• **INFORMATION SHOWN**:
-- start --

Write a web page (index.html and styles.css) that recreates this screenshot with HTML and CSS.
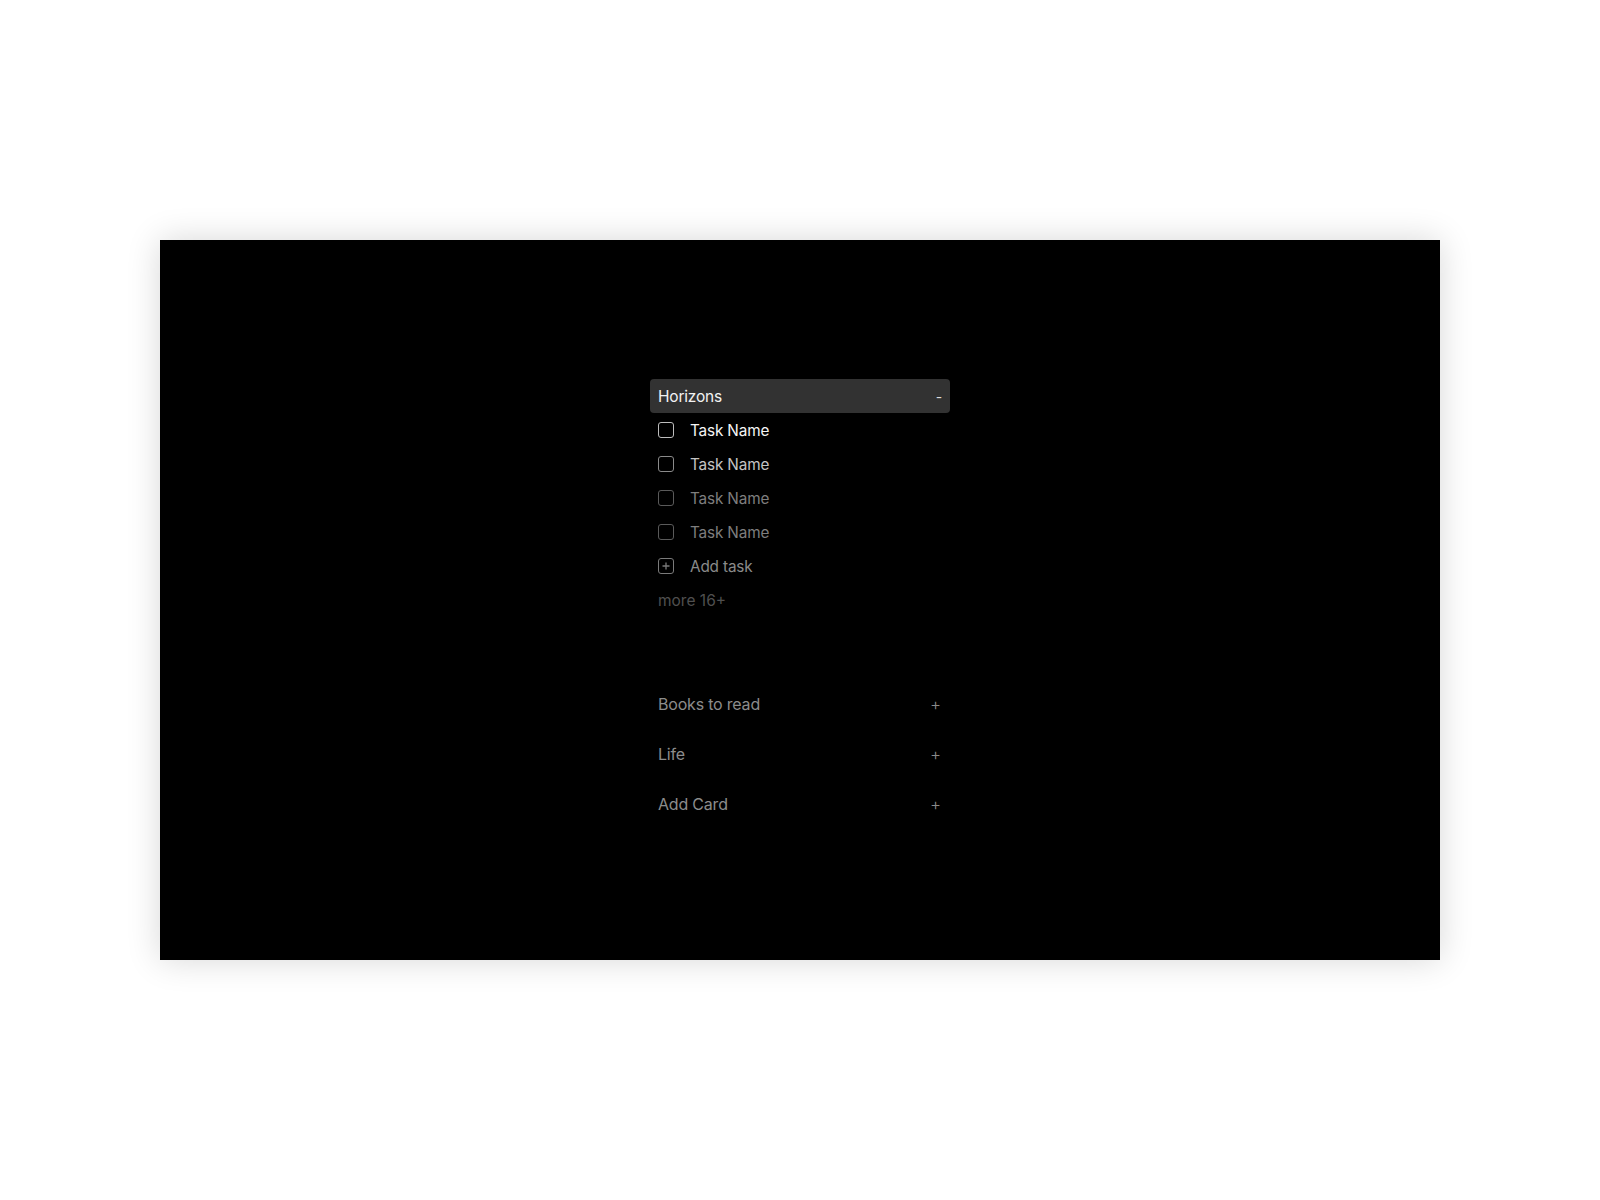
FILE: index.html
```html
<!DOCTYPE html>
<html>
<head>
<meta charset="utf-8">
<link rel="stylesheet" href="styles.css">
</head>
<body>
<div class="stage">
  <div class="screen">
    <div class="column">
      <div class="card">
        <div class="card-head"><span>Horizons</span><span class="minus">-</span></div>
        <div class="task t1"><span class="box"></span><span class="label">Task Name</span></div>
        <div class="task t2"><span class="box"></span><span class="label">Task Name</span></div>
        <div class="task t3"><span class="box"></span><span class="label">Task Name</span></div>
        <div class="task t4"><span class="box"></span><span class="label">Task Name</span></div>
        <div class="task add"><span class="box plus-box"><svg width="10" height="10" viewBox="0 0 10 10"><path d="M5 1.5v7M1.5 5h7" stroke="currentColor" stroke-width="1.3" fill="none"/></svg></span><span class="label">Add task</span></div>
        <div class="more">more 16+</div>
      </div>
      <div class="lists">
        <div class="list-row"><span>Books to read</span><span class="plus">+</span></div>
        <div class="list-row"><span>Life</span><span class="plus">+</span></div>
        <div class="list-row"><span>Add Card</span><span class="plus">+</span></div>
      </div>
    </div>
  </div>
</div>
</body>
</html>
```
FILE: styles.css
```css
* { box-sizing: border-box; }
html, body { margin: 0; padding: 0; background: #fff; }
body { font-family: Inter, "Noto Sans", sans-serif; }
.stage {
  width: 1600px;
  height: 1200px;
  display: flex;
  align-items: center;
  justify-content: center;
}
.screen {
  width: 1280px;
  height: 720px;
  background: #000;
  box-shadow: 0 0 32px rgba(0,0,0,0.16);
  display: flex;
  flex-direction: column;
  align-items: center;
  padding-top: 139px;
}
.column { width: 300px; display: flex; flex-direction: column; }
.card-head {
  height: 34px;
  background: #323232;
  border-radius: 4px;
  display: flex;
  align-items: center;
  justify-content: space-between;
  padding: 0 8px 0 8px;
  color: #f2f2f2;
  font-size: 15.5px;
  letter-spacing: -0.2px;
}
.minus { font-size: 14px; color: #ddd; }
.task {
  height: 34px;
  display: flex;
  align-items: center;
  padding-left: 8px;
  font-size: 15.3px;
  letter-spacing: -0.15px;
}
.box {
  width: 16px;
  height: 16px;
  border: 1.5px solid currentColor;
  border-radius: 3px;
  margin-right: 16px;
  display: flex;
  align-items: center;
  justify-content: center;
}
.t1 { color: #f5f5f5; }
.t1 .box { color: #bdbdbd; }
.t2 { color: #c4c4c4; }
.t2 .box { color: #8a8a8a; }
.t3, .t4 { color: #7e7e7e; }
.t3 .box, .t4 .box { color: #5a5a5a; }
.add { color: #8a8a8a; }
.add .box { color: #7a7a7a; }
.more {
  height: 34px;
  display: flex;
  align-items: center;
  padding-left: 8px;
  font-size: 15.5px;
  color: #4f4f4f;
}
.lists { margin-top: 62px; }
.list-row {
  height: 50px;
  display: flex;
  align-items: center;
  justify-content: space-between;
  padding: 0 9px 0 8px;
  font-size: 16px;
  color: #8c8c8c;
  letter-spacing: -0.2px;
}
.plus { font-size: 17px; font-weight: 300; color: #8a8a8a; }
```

-- end --

• **EXERCISE REQUIREMENTS**: Go through the material above and copy each line that has the word "styles".

• **SOLUTION TO THIS EXERCISE**:
Write a web page (index.html and styles.css) that recreates this screenshot with HTML and CSS.
<link rel="stylesheet" href="styles.css">
FILE: styles.css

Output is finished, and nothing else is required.